● PROBLEM DETAILS
Each entry must be given again exactly; images do not belong in the copy.

======== PROVIDED DATA ========

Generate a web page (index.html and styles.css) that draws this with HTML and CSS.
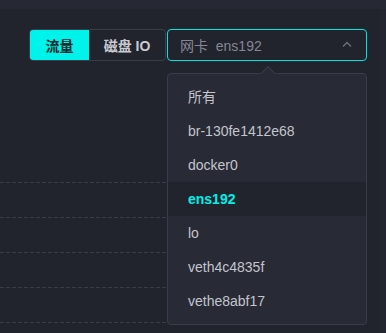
FILE: index.html
```html
<!DOCTYPE html>
<html lang="en">
  <head>
    <meta charset="UTF-8" />
    <meta name="viewport" content="width=device-width, initial-scale=1.0" />
    <title>Network</title>
    <link rel="stylesheet" href="styles.css">
  </head>
  <body>
    <div class="top-bar"></div>
    <div class="page">
      <div class="main">
        <div class="toolbar">
          <div class="segment">
            <button class="seg-btn active">流量</button>
            <button class="seg-btn">磁盘 IO</button>
          </div>
          <div class="select">
            <div class="select-box">
              <span class="select-value">网卡&nbsp; ens192</span>
              <svg class="chevron" width="10" height="6" viewBox="0 0 10 6">
                <path d="M1 5.5 L5 1.5 L9 5.5" fill="none" stroke="#6e717c" stroke-width="1.3" />
              </svg>
            </div>
            <div class="dropdown">
              <div class="dropdown-arrow"></div>
              <ul class="options">
                <li>所有</li>
                <li>br-130fe1412e68</li>
                <li>docker0</li>
                <li class="selected">ens192</li>
                <li>lo</li>
                <li>veth4c4835f</li>
                <li>vethe8abf17</li>
              </ul>
            </div>
          </div>
        </div>

        <!-- chart grid lines -->
        <div class="chart">
          <div class="grid-line"></div>
          <div class="grid-line"></div>
          <div class="grid-line"></div>
          <div class="grid-line"></div>
          <div class="grid-line"></div>
        </div>
      </div>
      <div class="side-strip"></div>
    </div>
  </body>
</html>
```

FILE: styles.css
```css
* {
  margin: 0;
  padding: 0;
  box-sizing: border-box;
  font-family: "Liberation Sans", "Noto Sans CJK SC", sans-serif;
}

body {
  background-color: #21232d;
  width: 386px;
  height: 333px;
  overflow: hidden;
}

.top-bar {
  height: 9px;
  background-color: #262834;
}

.page {
  display: flex;
  height: 324px;
}

.main {
  flex: 1;
}

.side-strip {
  width: 6px;
  background-color: #232530;
}

.toolbar {
  display: flex;
  justify-content: flex-end;
  gap: 1px;
  padding-top: 20px;
  padding-right: 13px;
}

.segment {
  display: flex;
  height: 32px;
  border: 1px solid #393c49;
  border-radius: 4px;
  overflow: hidden;
}

.seg-btn {
  border: none;
  background: transparent;
  font-size: 14px;
  font-weight: bold;
  color: #c9cbd2;
  cursor: pointer;
}

.seg-btn:first-child {
  width: 59px;
}

.seg-btn:last-child {
  width: 76px;
}

.seg-btn.active {
  background-color: #00f3ea;
  color: #1c2a2e;
}

.select {
  position: relative;
  width: 200px;
}

.select-box {
  display: flex;
  align-items: center;
  justify-content: space-between;
  height: 32px;
  padding: 0 14px 0 12px;
  border: 1px solid #00e5de;
  border-radius: 4px;
}

.select-value {
  font-size: 14px;
  color: #858893;
}

.chevron {
  margin-top: -2px;
}

.dropdown {
  position: absolute;
  top: 44px;
  left: 0;
  width: 200px;
  background-color: #282a36;
  border: 1px solid #393c4a;
  border-radius: 4px;
  padding: 6px 0;
  z-index: 10;
}

.dropdown-arrow {
  position: absolute;
  top: -6px;
  left: 95px;
  width: 10px;
  height: 10px;
  background-color: #282a36;
  border-top: 1px solid #393c4a;
  border-left: 1px solid #393c4a;
  transform: rotate(45deg);
}

.options {
  list-style: none;
  position: relative;
}

.options li {
  height: 34px;
  line-height: 34px;
  padding-left: 20px;
  font-size: 14px;
  color: #c3c5cc;
}

.options li.selected {
  background-color: #22242d;
  color: #00f0e8;
  font-weight: bold;
}

.chart {
  display: flex;
  flex-direction: column;
  gap: 34px;
  margin-top: 121px;
  margin-right: 20px;
}

.grid-line {
  height: 1px;
  background-image: repeating-linear-gradient(to right, #383b48 0 4px, transparent 4px 6px);
}
```
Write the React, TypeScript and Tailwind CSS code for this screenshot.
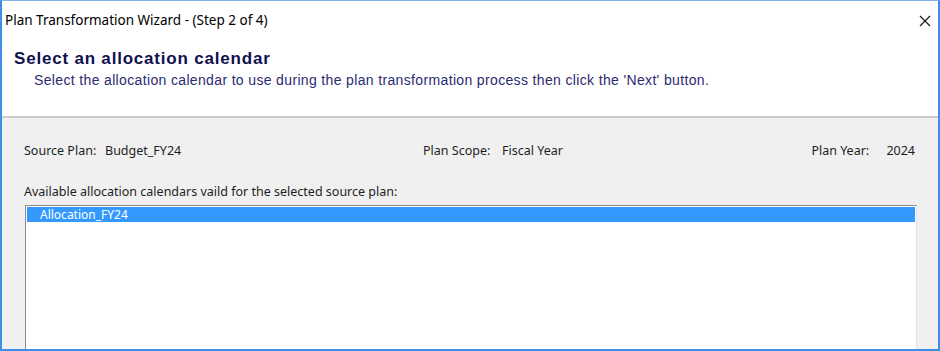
export default function App() {
  return (
    <div className="flex h-[351px] w-[940px] flex-col overflow-hidden border-x-2 border-b-2 border-t border-x-[#3d8ee6] border-b-[#3d8ee6] border-t-[#7fb5ee] bg-white">
      <TitleBar />
      <Header />
      <Body />
    </div>
  );
}

function TitleBar() {
  return (
    <div className="flex h-[37px] shrink-0 items-center justify-between pl-[3px] pr-[7px] font-['Noto_Sans',sans-serif] text-[13.5px] text-black">
      <span className="pt-px">Plan Transformation Wizard - (Step 2 of 4)</span>
      <svg width="12" height="12" viewBox="0 0 12 12" className="mt-[3px]">
        <path d="M1 1 L11 11 M11 1 L1 11" stroke="#1a1a1a" strokeWidth="1.2" fill="none" />
      </svg>
    </div>
  );
}

function Header() {
  return (
    <div className="h-[80px] shrink-0 border-b-2 border-[#cdcdcd] pl-[12px] pt-[11px] font-['Liberation_Sans',Arial,sans-serif]">
      <div className="text-[17px] font-bold leading-[20px] tracking-[0.8px] text-[#10104f]">
        Select an allocation calendar
      </div>
      <div className="mt-[3px] pl-[20px] text-[14px] leading-[17px] tracking-[0.35px] text-[#2b2b72]">
        Select the allocation calendar to use during the plan transformation process then click the 'Next' button.
      </div>
    </div>
  );
}

function Body() {
  return (
    <div className="flex min-h-0 flex-1 flex-col bg-[#f0f0f0] pl-[22px] pr-[21px] pt-[25px] font-['Noto_Sans',sans-serif] text-[12.5px] leading-[16px] text-[#1e1e1e]">
      <div className="grid grid-cols-[399px_1fr_auto] pr-[2px]">
        <div className="flex">
          <span className="w-[81px]">Source Plan:</span>
          <span>Budget_FY24</span>
        </div>
        <div className="flex">
          <span className="w-[79px]">Plan Scope:</span>
          <span>Fiscal Year</span>
        </div>
        <div className="flex">
          <span className="w-[75px]">Plan Year:</span>
          <span>2024</span>
        </div>
      </div>
      <div className="mt-[25px]">Available allocation calendars vaild for the selected source plan:</div>
      <div className="ml-px mt-[5px] flex-1 border border-b-0 border-l-[#8c8c8c] border-r-[#e3e3e3] border-t-[#8c8c8c] bg-white p-px">
        <div className="h-[15px] bg-[#3399ff] pl-[13px] text-[12px] leading-[15px] text-white">Allocation_FY24</div>
      </div>
    </div>
  );
}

========

● REPLY
Generate a web page (index.html and styles.css) that draws this with HTML and CSS.
FILE: index.html
```html
<!DOCTYPE html>
<html lang="en">
  <head>
    <meta charset="UTF-8" />
    <meta name="viewport" content="width=device-width, initial-scale=1.0" />
    <title>Network</title>
    <link rel="stylesheet" href="styles.css">
  </head>
  <body>
    <div class="top-bar"></div>
    <div class="page">
      <div class="main">
        <div class="toolbar">
          <div class="segment">
            <button class="seg-btn active">流量</button>
            <button class="seg-btn">磁盘 IO</button>
          </div>
          <div class="select">
            <div class="select-box">
              <span class="select-value">网卡&nbsp; ens192</span>
              <svg class="chevron" width="10" height="6" viewBox="0 0 10 6">
                <path d="M1 5.5 L5 1.5 L9 5.5" fill="none" stroke="#6e717c" stroke-width="1.3" />
              </svg>
            </div>
            <div class="dropdown">
              <div class="dropdown-arrow"></div>
              <ul class="options">
                <li>所有</li>
                <li>br-130fe1412e68</li>
                <li>docker0</li>
                <li class="selected">ens192</li>
                <li>lo</li>
                <li>veth4c4835f</li>
                <li>vethe8abf17</li>
              </ul>
            </div>
          </div>
        </div>

        <!-- chart grid lines -->
        <div class="chart">
          <div class="grid-line"></div>
          <div class="grid-line"></div>
          <div class="grid-line"></div>
          <div class="grid-line"></div>
          <div class="grid-line"></div>
        </div>
      </div>
      <div class="side-strip"></div>
    </div>
  </body>
</html>
```

FILE: styles.css
```css
* {
  margin: 0;
  padding: 0;
  box-sizing: border-box;
  font-family: "Liberation Sans", "Noto Sans CJK SC", sans-serif;
}

body {
  background-color: #21232d;
  width: 386px;
  height: 333px;
  overflow: hidden;
}

.top-bar {
  height: 9px;
  background-color: #262834;
}

.page {
  display: flex;
  height: 324px;
}

.main {
  flex: 1;
}

.side-strip {
  width: 6px;
  background-color: #232530;
}

.toolbar {
  display: flex;
  justify-content: flex-end;
  gap: 1px;
  padding-top: 20px;
  padding-right: 13px;
}

.segment {
  display: flex;
  height: 32px;
  border: 1px solid #393c49;
  border-radius: 4px;
  overflow: hidden;
}

.seg-btn {
  border: none;
  background: transparent;
  font-size: 14px;
  font-weight: bold;
  color: #c9cbd2;
  cursor: pointer;
}

.seg-btn:first-child {
  width: 59px;
}

.seg-btn:last-child {
  width: 76px;
}

.seg-btn.active {
  background-color: #00f3ea;
  color: #1c2a2e;
}

.select {
  position: relative;
  width: 200px;
}

.select-box {
  display: flex;
  align-items: center;
  justify-content: space-between;
  height: 32px;
  padding: 0 14px 0 12px;
  border: 1px solid #00e5de;
  border-radius: 4px;
}

.select-value {
  font-size: 14px;
  color: #858893;
}

.chevron {
  margin-top: -2px;
}

.dropdown {
  position: absolute;
  top: 44px;
  left: 0;
  width: 200px;
  background-color: #282a36;
  border: 1px solid #393c4a;
  border-radius: 4px;
  padding: 6px 0;
  z-index: 10;
}

.dropdown-arrow {
  position: absolute;
  top: -6px;
  left: 95px;
  width: 10px;
  height: 10px;
  background-color: #282a36;
  border-top: 1px solid #393c4a;
  border-left: 1px solid #393c4a;
  transform: rotate(45deg);
}

.options {
  list-style: none;
  position: relative;
}

.options li {
  height: 34px;
  line-height: 34px;
  padding-left: 20px;
  font-size: 14px;
  color: #c3c5cc;
}

.options li.selected {
  background-color: #22242d;
  color: #00f0e8;
  font-weight: bold;
}

.chart {
  display: flex;
  flex-direction: column;
  gap: 34px;
  margin-top: 121px;
  margin-right: 20px;
}

.grid-line {
  height: 1px;
  background-image: repeating-linear-gradient(to right, #383b48 0 4px, transparent 4px 6px);
}
```
Write the React, TypeScript and Tailwind CSS code for this screenshot.
export default function App() {
  return (
    <div className="flex h-[351px] w-[940px] flex-col overflow-hidden border-x-2 border-b-2 border-t border-x-[#3d8ee6] border-b-[#3d8ee6] border-t-[#7fb5ee] bg-white">
      <TitleBar />
      <Header />
      <Body />
    </div>
  );
}

function TitleBar() {
  return (
    <div className="flex h-[37px] shrink-0 items-center justify-between pl-[3px] pr-[7px] font-['Noto_Sans',sans-serif] text-[13.5px] text-black">
      <span className="pt-px">Plan Transformation Wizard - (Step 2 of 4)</span>
      <svg width="12" height="12" viewBox="0 0 12 12" className="mt-[3px]">
        <path d="M1 1 L11 11 M11 1 L1 11" stroke="#1a1a1a" strokeWidth="1.2" fill="none" />
      </svg>
    </div>
  );
}

function Header() {
  return (
    <div className="h-[80px] shrink-0 border-b-2 border-[#cdcdcd] pl-[12px] pt-[11px] font-['Liberation_Sans',Arial,sans-serif]">
      <div className="text-[17px] font-bold leading-[20px] tracking-[0.8px] text-[#10104f]">
        Select an allocation calendar
      </div>
      <div className="mt-[3px] pl-[20px] text-[14px] leading-[17px] tracking-[0.35px] text-[#2b2b72]">
        Select the allocation calendar to use during the plan transformation process then click the 'Next' button.
      </div>
    </div>
  );
}

function Body() {
  return (
    <div className="flex min-h-0 flex-1 flex-col bg-[#f0f0f0] pl-[22px] pr-[21px] pt-[25px] font-['Noto_Sans',sans-serif] text-[12.5px] leading-[16px] text-[#1e1e1e]">
      <div className="grid grid-cols-[399px_1fr_auto] pr-[2px]">
        <div className="flex">
          <span className="w-[81px]">Source Plan:</span>
          <span>Budget_FY24</span>
        </div>
        <div className="flex">
          <span className="w-[79px]">Plan Scope:</span>
          <span>Fiscal Year</span>
        </div>
        <div className="flex">
          <span className="w-[75px]">Plan Year:</span>
          <span>2024</span>
        </div>
      </div>
      <div className="mt-[25px]">Available allocation calendars vaild for the selected source plan:</div>
      <div className="ml-px mt-[5px] flex-1 border border-b-0 border-l-[#8c8c8c] border-r-[#e3e3e3] border-t-[#8c8c8c] bg-white p-px">
        <div className="h-[15px] bg-[#3399ff] pl-[13px] text-[12px] leading-[15px] text-white">Allocation_FY24</div>
      </div>
    </div>
  );
}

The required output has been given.